Prediction of selectivity for enantiomeric separations of uncharged compounds by capillary electrophoresis involving dual cyclodextrin systems.

The single-isomer polyanionic cyclodextrin (CD) derivative heptakis-6-sulfato-beta-cyclodextrin (HSbetaCD) has been tested as chiral additive for the enantioseparation of non-steroidal anti-inflammatory drugs, such as fenoprofen, flurbiprofen, ibuprofen and ketoprofen, in capillary electrophoresis, using a pH 2.5 phosphoric acid-triethanolamine buffer in the reversed polarity mode. In most cases, the enantiomers of these acidic compounds, present in uncharged form at that pH, were only poorly resolved with HSbetaCD alone. However, the use of HSbetaCD in combination with the neutral CD derivative, heptakis-(2,3,6-tri-O-methyl)-beta-cyclodextrin (TMbetaCD), which has a particularly high enantioselectivity towards these compounds, has led to complete enantioresolution in reasonably low migration times in most cases.

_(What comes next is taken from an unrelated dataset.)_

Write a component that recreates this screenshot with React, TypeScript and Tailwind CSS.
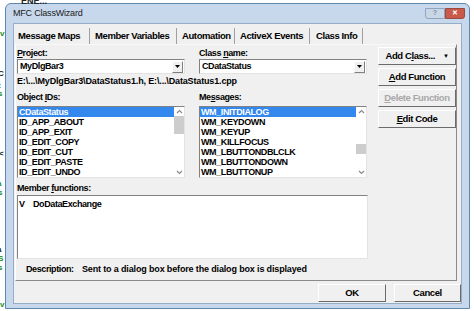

Affinity constants for the enantiomers with the two cyclodextrins were determined, using linear regression in a two-step approach. Affinity constants with the charged HSbetaCD were first calculated in single systems while those with the neutral TMbetaCD were determined in dual systems. Selectivity for the enantiomeric separation of these compounds in dual CD systems could be predicted using recently developed mathematical models.